La motivazione esterna e interna
La prima in genere indicata al singolare – la motivazione – che in effetti è quella che abbiamo presentato parlandone in negativo quando dicemmo che non possiamo motivare, ma sicuramente possiamo demotivare. Che deriva dalla connessione con elementi esterni alla persona: il contesto in cui si opera, il capo, la relazione con gli altri membri della squadra, il clima organizzativo, il tutto fondato sulla ricerca della soddisfazione dei bisogni. E poi l’altra la seconda dimensione, quella delle motivazioni, al plurale, che è attinente a elementi interni alla persona: la ricerca del piacere e i desideri che ci stimolano, l’idea di ricercare quanto può essere positivo per noi.
Non sorride mai …
Ancora un esempio personale per illustrare queste due dimensioni. Qualche anno fa mi trovai a dover ricercare un nuovo collaboratore. Feci dei colloqui di selezioni con persone che già lavoravano nell’azienda in cui mi trovavo. In breve, la mia scelta cadde su una persona, una donna competente, esperta nel campo in cui avrebbe dovuto operare. Presa la decisione, il mio capo mi fece una domanda strana: ma ti sei accorto che quella persona non sorride mai? In effetti non me ne ero accorto, forse perché incontravo quella persona in situazioni meno istituzionali. In ogni caso decisi di assumerla per la posizione aperta. Cominciò a lavorare con me in modo più che soddisfacente. Dopo un paio di mesi, il mio capo tornò alla carica: “Caspita mi disse adesso la tua collaboratrice ride e sorride senza nessun problema!” Cos’era accaduto? Niente di particolare, avevo scoperto leggendo le valutazioni delle performance degli anni precedenti che questa persona aveva chiesto solo due cose, almeno nei tre anni precedenti (e per ben tre anni!), poter seguire qualche corso di formazione e soprattutto poter essere autonoma nella sua attività lavorativa. Non ricordo se la inviai a qualche formazione, oltre a ciò che potevo trasmetterle direttamente io, ma sicuramente le diedi molta autonomia (ero spessissimo fuori ufficio durante la settimana, e avevo bisogno di una persona che fosse capace di lavorare in autonomia). Non ci voleva poi molto a dare soddisfazione a una motivazione semplice ma importante: avere autonomia nella propria attività lavorativa, non dover chiedere autorizzazioni o essere controllati come un bambino. Non l’ho motivata! Ho fatto quanto dovremmo fare sempre: creare le condizioni perché chi lavora con noi possa esprimere le proprie motivazioni.
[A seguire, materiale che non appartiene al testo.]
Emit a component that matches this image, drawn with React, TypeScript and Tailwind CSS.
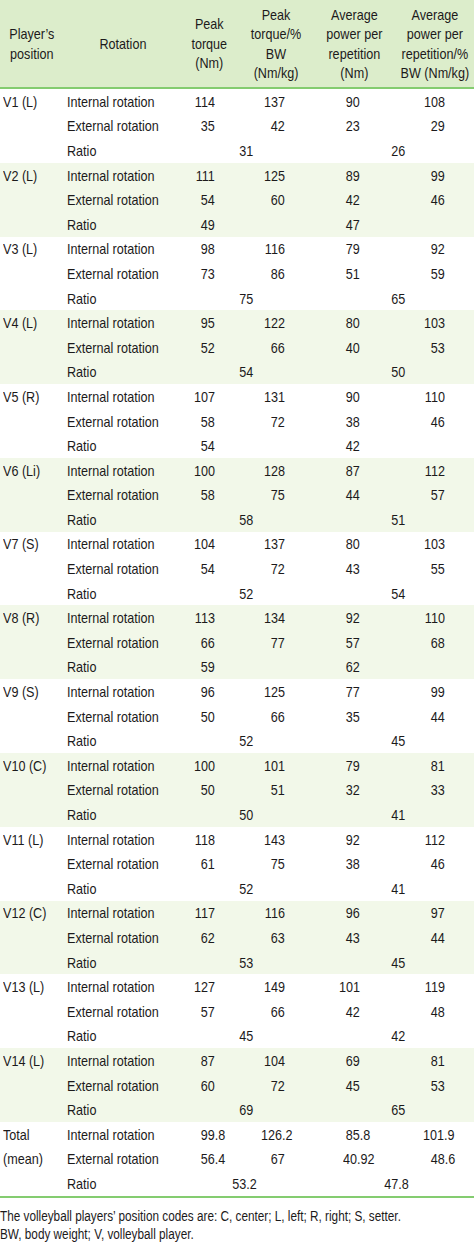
import React from 'react';

// One group = three rows (internal, external, ratio)
interface Group {
  player: string;
  ir: string[];
  er: string[];
  ratio: [string, string];
  spanRatio: boolean; // ratio centred across two columns, or sitting in col 3 / col 5
}

const groups: Group[] = [
  { player: 'V1 (L)', ir: ['114', '137', '90', '108'], er: ['35', '42', '23', '29'], ratio: ['31', '26'], spanRatio: true },
  { player: 'V2 (L)', ir: ['111', '125', '89', '99'], er: ['54', '60', '42', '46'], ratio: ['49', '47'], spanRatio: false },
  { player: 'V3 (L)', ir: ['98', '116', '79', '92'], er: ['73', '86', '51', '59'], ratio: ['75', '65'], spanRatio: true },
  { player: 'V4 (L)', ir: ['95', '122', '80', '103'], er: ['52', '66', '40', '53'], ratio: ['54', '50'], spanRatio: true },
  { player: 'V5 (R)', ir: ['107', '131', '90', '110'], er: ['58', '72', '38', '46'], ratio: ['54', '42'], spanRatio: false },
  { player: 'V6 (Li)', ir: ['100', '128', '87', '112'], er: ['58', '75', '44', '57'], ratio: ['58', '51'], spanRatio: true },
  { player: 'V7 (S)', ir: ['104', '137', '80', '103'], er: ['54', '72', '43', '55'], ratio: ['52', '54'], spanRatio: true },
  { player: 'V8 (R)', ir: ['113', '134', '92', '110'], er: ['66', '77', '57', '68'], ratio: ['59', '62'], spanRatio: false },
  { player: 'V9 (S)', ir: ['96', '125', '77', '99'], er: ['50', '66', '35', '44'], ratio: ['52', '45'], spanRatio: true },
  { player: 'V10 (C)', ir: ['100', '101', '79', '81'], er: ['50', '51', '32', '33'], ratio: ['50', '41'], spanRatio: true },
  { player: 'V11 (L)', ir: ['118', '143', '92', '112'], er: ['61', '75', '38', '46'], ratio: ['52', '41'], spanRatio: true },
  { player: 'V12 (C)', ir: ['117', '116', '96', '97'], er: ['62', '63', '43', '44'], ratio: ['53', '45'], spanRatio: true },
  { player: 'V13 (L)', ir: ['127', '149', '101', '119'], er: ['57', '66', '42', '48'], ratio: ['45', '42'], spanRatio: true },
  { player: 'V14 (L)', ir: ['87', '104', '69', '81'], er: ['60', '72', '45', '53'], ratio: ['69', '65'], spanRatio: true },
];

const cols = 'grid grid-cols-[64px_118px_54px_80px_76px_82px]';
const rowH = 'h-[24.6px] items-center';
// right padding for each number column
const numPad = ['pr-[21px]', 'pr-[31px]', 'pr-[32px]', 'pr-[29px]'];

// condensed look: Liberation Sans squeezed horizontally
function T({ children, o = 'origin-left' }: { children: React.ReactNode; o?: string }) {
  return <span className={`inline-block whitespace-nowrap scale-x-[0.84] ${o}`}>{children}</span>;
}

function Row({ first, label, values, pads }: { first?: string; label: string; values: string[]; pads?: string[] }) {
  return (
    <div className={`${cols} ${rowH}`}>
      <div className="pl-[3px]">{first && <T>{first}</T>}</div>
      <div className="pl-[3px]"><T>{label}</T></div>
      {values.map((v, i) => (
        <div key={i} className={`text-right ${(pads || numPad)[i]}`}><T o="origin-right">{v}</T></div>
      ))}
    </div>
  );
}

function RatioRow({ ratio, span, left = 'pr-[6px]', right = 'pl-[6px]' }: { ratio: [string, string]; span: boolean; left?: string; right?: string }) {
  return (
    <div className={`${cols} ${rowH}`}>
      <div />
      <div className="pl-[3px]"><T>Ratio</T></div>
      {span ? (
        <>
          <div className={`col-span-2 text-center ${left}`}><T o="origin-center">{ratio[0]}</T></div>
          <div className={`col-span-2 text-center ${right}`}><T o="origin-center">{ratio[1]}</T></div>
        </>
      ) : (
        <>
          <div className="text-right pr-[21px]"><T o="origin-right">{ratio[0]}</T></div>
          <div />
          <div className="text-right pr-[32px]"><T o="origin-right">{ratio[1]}</T></div>
          <div />
        </>
      )}
    </div>
  );
}

function Head({ lines, className = '' }: { lines: string[]; className?: string }) {
  return (
    <div className={className}>
      <T o="origin-center">
        {lines.map((l, i) => (
          <React.Fragment key={i}>
            {i > 0 && <br />}
            {l}
          </React.Fragment>
        ))}
      </T>
    </div>
  );
}

export default function App() {
  return (
    <div className="w-[474px] overflow-hidden bg-white text-[#1c1a1b] text-[15px] leading-none font-['Liberation_Sans','Arial',sans-serif]">
      {/* header */}
      <div className={`${cols} h-[87px] bg-[#dcedcb] items-center text-center leading-[19.5px]`}>
        <Head lines={['Player’s', 'position']} />
        <Head lines={['Rotation']} />
        <Head lines={['Peak', 'torque', '(Nm)']} />
        <Head lines={['Peak', 'torque/%', 'BW', '(Nm/kg)']} />
        <Head lines={['Average', 'power per', 'repetition', '(Nm)']} />
        <Head lines={['Average', 'power per', 'repetition/%', 'BW (Nm/kg)']} className="pl-[2px]" />
      </div>
      <div className="h-[2px] bg-[#84cc70]" />

      {/* body */}
      <div>
        {groups.map((g, idx) => (
          <div key={idx} className={idx % 2 === 1 ? 'bg-[#f2f8e9]' : 'bg-white'}>
            <Row first={g.player} label="Internal rotation" values={g.ir} />
            <Row label="External rotation" values={g.er} />
            <RatioRow ratio={g.ratio} span={g.spanRatio} />
          </div>
        ))}
        <div className="bg-white">
          <Row
            first="Total"
            label="Internal rotation"
            values={['99.8', '126.2', '85.8', '101.9']}
            pads={['pr-[11px]', 'pr-[23px]', 'pr-[22px]', 'pr-[19px]']}
          />
          <Row
            first="(mean)"
            label="External rotation"
            values={['56.4', '67', '40.92', '48.6']}
            pads={['pr-[11px]', 'pr-[31px]', 'pr-[17px]', 'pr-[19px]']}
          />
          <RatioRow ratio={['53.2', '47.8']} span left="pr-[8px]" right="pl-[3px]" />
        </div>
      </div>
      <div className="h-[2px] bg-[#84cc70]" />

      {/* footnote */}
      <div className="pt-[9px] text-[14px] leading-[18px]">
        <p><T>The volleyball players’ position codes are: C, center; L, left; R, right; S, setter.</T></p>
        <p><T>BW, body weight; V, volleyball player.</T></p>
      </div>
    </div>
  );
}
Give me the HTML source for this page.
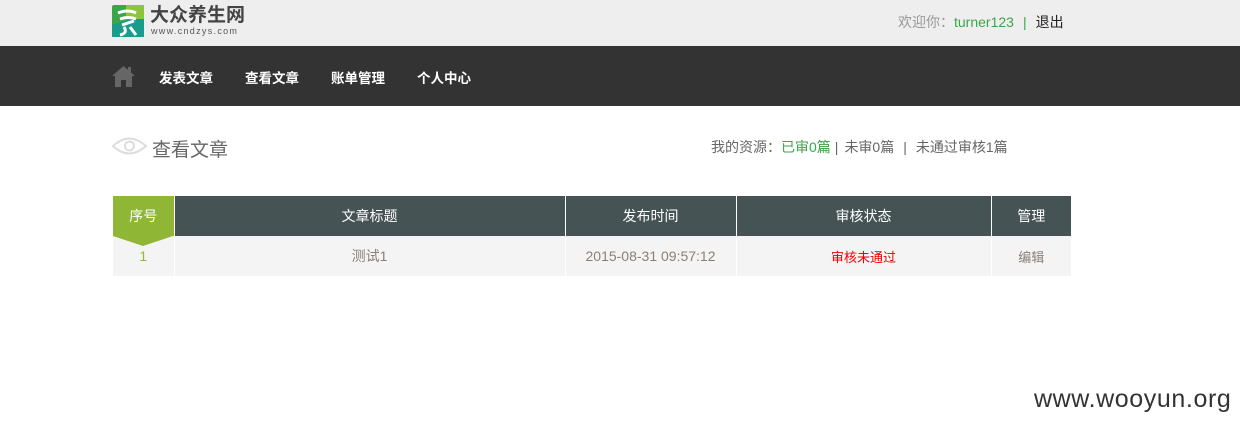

Quello che questa persona aveva ricercato per anni, senza mai ottenerlo, togliendole ogni soddisfazione lavorativa ed entusiasmo, le è stato fornito semplicemente dandole l’occasione di utilizzare le sue motivazioni.
Qué lindo es soñar despierto
L’auto-motivazione dicevamo, un esempio sicuramente più conosciuto e significativo lo troviamo in un ottimo libro: Open di Andre Agassi (che non posso che consigliare di leggere), la biografia della sua vita sportiva e di come sia diventato il campione di tennis che tutti abbiamo conosciuto. Un tennista motivato e resiliente. Le motivazioni le ha trovate dentro di sé aiutato dal suo personal trainer Gil, che dopo una sconfitta difficile da digerire (la finale di Roland Garros 1990) gli insegnò una frase che sua madre era solita dirgli: “Qué lindo es soñar despierto”. Com’è bello sognare a occhi aperti. È questo che Agassi doveva imparare a fare.
Tutti sono capaci di sognare dormendo, ma tu devi sognare sempre, e raccontare a voce alta i tuoi sogni, e crederci.
Gil non sta motivando Andre, gli sta ricordando alcuni aspetti imparati dall’esperienza di sua madre.
In altre parole, quando disputo la finale di uno slam, devo sognare. Devo giocare per vincere.
Auto-motivazione allo stato puro: definire una visione e gridarla agli altri.